Menurut survei terbaru, kemacetan lalu lintas dan perilaku buruk wisatawan juga menjadi masalah utama bagi warga Kyoto. Sejak pembatasan pandemi dicabut, wisatawan berduyun-duyun datang ke Jepang, tertarik oleh keindahan alam, budaya, dan juga nilai tukar yen yang lebih lemah.

Selain Kyoto, langkah-langkah serupa juga telah diambil di berbagai tempat wisata terkenal di Jepang. Misalnya, untuk mengurangi dampak pariwisata di Gunung Fuji, pihak berwenang memberlakukan biaya masuk dan membatasi jumlah pendaki yang boleh mendaki gunung tersebut setiap harinya.
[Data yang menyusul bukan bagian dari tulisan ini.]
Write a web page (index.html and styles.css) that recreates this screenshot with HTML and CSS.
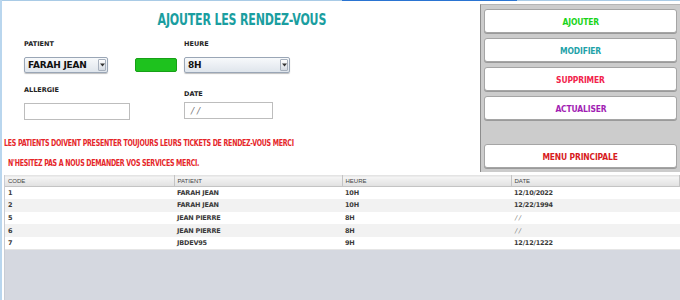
FILE: index.html
```html
<!DOCTYPE html>
<html lang="fr">
<head>
<meta charset="utf-8">
<title>Rendez-vous</title>
<link rel="stylesheet" href="styles.css">
</head>
<body>
<div class="window">
  <div class="top">
    <div class="form">
      <h1 class="title"><span class="squeeze">AJOUTER LES RENDEZ-VOUS</span></h1>
      <div class="fields">
        <div class="col col-left">
          <div class="lbl">PATIENT</div>
          <div class="select sel-patient"><span class="sel-text">FARAH JEAN</span><span class="arrow"><svg width="5" height="4" viewBox="0 0 5 4"><path d="M0 0.5h5L2.5 3.5z" fill="#333"/></svg></span></div>
          <div class="lbl lbl-allergie">ALLERGIE</div>
          <div class="input inp-allergie"></div>
        </div>
        <div class="col col-mid">
          <div class="green"></div>
        </div>
        <div class="col col-right">
          <div class="lbl">HEURE</div>
          <div class="select sel-heure"><span class="sel-text">8H</span><span class="arrow"><svg width="5" height="4" viewBox="0 0 5 4"><path d="M0 0.5h5L2.5 3.5z" fill="#333"/></svg></span></div>
          <div class="lbl lbl-date">DATE</div>
          <div class="input inp-date"><span class="date-ph">/ /</span></div>
        </div>
      </div>
      <p class="msg msg1"><span class="squeeze-left">LES PATIENTS DOIVENT PRESENTER TOUJOURS LEURS TICKETS DE RENDEZ-VOUS MERCI</span></p>
      <p class="msg msg2"><span class="squeeze-left">N'HESITEZ PAS A NOUS DEMANDER VOS SERVICES MERCI.</span></p>
    </div>
    <div class="panel">
      <div class="btn btn-green"><span class="squeeze">AJOUTER</span></div>
      <div class="btn btn-teal"><span class="squeeze">MODIFIER</span></div>
      <div class="btn btn-red"><span class="squeeze">SUPPRIMER</span></div>
      <div class="btn btn-purple"><span class="squeeze">ACTUALISER</span></div>
      <div class="btn btn-menu"><span class="squeeze">MENU PRINCIPALE</span></div>
    </div>
  </div>
  <div class="table-wrap">
    <table class="grid">
      <thead>
        <tr><th class="c1">CODE</th><th class="c2">PATIENT</th><th class="c3">HEURE</th><th class="c4">DATE</th></tr>
      </thead>
      <tbody>
        <tr><td>1</td><td>FARAH JEAN</td><td>10H</td><td>12/10/2022</td></tr>
        <tr><td>2</td><td>FARAH JEAN</td><td>10H</td><td>12/22/1994</td></tr>
        <tr><td>5</td><td>JEAN PIERRE</td><td>8H</td><td class="slash">/ /</td></tr>
        <tr><td>6</td><td>JEAN PIERRE</td><td>8H</td><td class="slash">/ /</td></tr>
        <tr><td>7</td><td>JBDEV95</td><td>9H</td><td>12/12/1222</td></tr>
      </tbody>
    </table>
  </div>
</div>
</body>
</html>
```

FILE: styles.css
```css
* { box-sizing: border-box; }
html, body { margin: 0; padding: 0; background: #ffffff; }
body { width: 680px; height: 300px; overflow: hidden; font-family: "DejaVu Sans", sans-serif; }

.window {
  height: 300px;
  border-left: 2px solid #b9d6ee;
  display: flex;
  flex-direction: column;
  background: linear-gradient(90deg, #a9cbe6 0, #a9cbe6 340px, #2a74d2 340px, #2a74d2 515px, #a9cbe6 515px) top left / 100% 1px no-repeat, #ffffff;
  padding-top: 1px;
}

.top { display: flex; height: 171px; }

.form { width: 478px; padding-top: 9px; }

.squeeze { display: inline-block; transform: scaleX(0.67); transform-origin: center; white-space: nowrap; }
.squeeze-left { display: inline-block; transform: scaleX(0.70); transform-origin: left center; white-space: nowrap; }

.title {
  margin: 0;
  height: 20px;
  font-size: 16.5px;
  line-height: 20px;
  font-weight: bold;
  color: #1a9ea0;
  text-align: center;
  letter-spacing: -0.3px;
  padding-left: 2px;
  white-space: nowrap;
}

.fields { display: flex; padding-left: 22px; margin-top: 10px; height: 90px; }
.col { display: flex; flex-direction: column; }
.col-left { width: 111px; }
.col-mid { width: 49px; }
.col-right { width: 110px; }

.lbl {
  height: 8px;
  font-size: 6.5px;
  line-height: 8px;
  font-weight: bold;
  color: #222;
}
.lbl-allergie { margin-top: 13px; }
.lbl-date { margin-top: 17px; }

.select {
  margin-top: 9px;
  height: 16px;
  display: flex;
  align-items: center;
  justify-content: space-between;
  border: 1px solid #9aa6b6;
  border-radius: 2px;
  background: linear-gradient(#f7f9fb, #dfe5ec);
  box-shadow: 0 1px 1px rgba(0,0,0,0.25);
  padding-left: 3px;
  padding-right: 1px;
}
.sel-patient { width: 84px; }
.sel-heure { width: 106px; }
.sel-text { font-size: 9px; font-weight: bold; color: #111; letter-spacing: -0.2px; }
.arrow {
  width: 8px; height: 12px;
  display: flex; align-items: center; justify-content: center;
  border: 1px solid #a7b0bd;
  border-radius: 1px;
  background: linear-gradient(#ffffff, #d4dae2);
}

.input {
  height: 17px;
  border: 1px solid #bdbdbd;
  background: #fff;
  display: flex;
  align-items: center;
}
.inp-allergie { width: 106px; margin-top: 9px; }
.inp-date { width: 89px; margin-top: 4px; padding-left: 6px; }
.date-ph { font-size: 9px; color: #777; font-style: italic; }

.green {
  margin-top: 18px;
  width: 42px;
  height: 14px;
  background: #1ec21e;
  border: 1px solid #17a017;
  border-radius: 2px;
}

.msg {
  margin: 0;
  font-size: 9px;
  line-height: 10px;
  font-weight: bold;
  color: #e5262a;
  letter-spacing: -0.4px;
  white-space: nowrap;
}
.msg1 { margin-top: 8px; padding-left: 2px; }
.msg2 { margin-top: 10px; padding-left: 6px; }

.panel {
  width: 200px;
  margin-top: 3px;
  height: 168px;
  background: #cccccc;
  border-left: 1px solid #8d8d8d;
  border-top: 1px solid #b5b5b5;
  padding: 4px 3px 0 3px;
  display: flex;
  flex-direction: column;
  gap: 5px;
}
.btn {
  height: 24px;
  background: #ffffff;
  border: 1px solid #a5a5a5;
  border-radius: 3px;
  box-shadow: 0 1px 0 #9a9a9a;
  display: flex;
  align-items: center;
  justify-content: center;
  font-size: 9.5px;
  font-weight: bold;
  letter-spacing: -0.2px;
}
.btn .squeeze { transform: scaleX(0.8); }
.btn-green { color: #19d419; }
.btn-teal { color: #1ea2a8; }
.btn-red { color: #f2234b; }
.btn-purple { color: #a21eb3; }
.btn-menu { color: #d71a22; margin-top: 19px; }

.table-wrap {
  margin-top: 3px;
  margin-left: 2px;
  flex: 1;
  background: #d5d8e0;
  border-left: 1px solid #c8ccd4;
}
.grid {
  width: 100%;
  border-collapse: collapse;
  table-layout: fixed;
}
.grid th {
  height: 11px;
  padding: 0 0 0 3px;
  text-align: left;
  font-family: "Liberation Sans", Arial, sans-serif;
  font-weight: normal;
  font-size: 6px;
  color: #444;
  background: linear-gradient(#f6f6f6, #e0e0e0);
  border-right: 1px solid #c4c4c4;
  border-bottom: 1px solid #c4c4c4;
  border-top: 1px solid #e4e4e4;
}
.c1 { width: 169px; }
.c2 { width: 168px; }
.c3 { width: 169px; }
.grid td {
  height: 12.6px;
  padding: 0 0 0 3px;
  font-size: 6.5px;
  font-weight: bold;
  color: #3a3a3a;
  letter-spacing: -0.2px;
  background: #ffffff;
}
.grid tbody tr:nth-child(even) td { background: #f2f2f2; }
.grid tbody tr:last-child td { border-bottom: 1px solid #e6e6e6; }
.grid td.slash { color: #777; font-style: italic; font-weight: normal; padding-left: 4px; }
```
Langkah itu terbukti berhasil dengan angka pendaki turun hingga 14% pada musim pendakian musim panas 2023. Di Ginzan Onsen, sebuah kota pemandian air panas yang terkenal dengan pemandangan saljunya, pihak berwenang mulai menerapkan pembatasan masuk hanya untuk wisatawan yang menginap di hotel lokal setelah pukul 20.00 waktu setempat.

Wisatawan yang ingin mengunjungi kota ini antara pukul 17.00 hingga 20.00 waktu setempat diwajibkan untuk melakukan reservasi terlebih dahulu.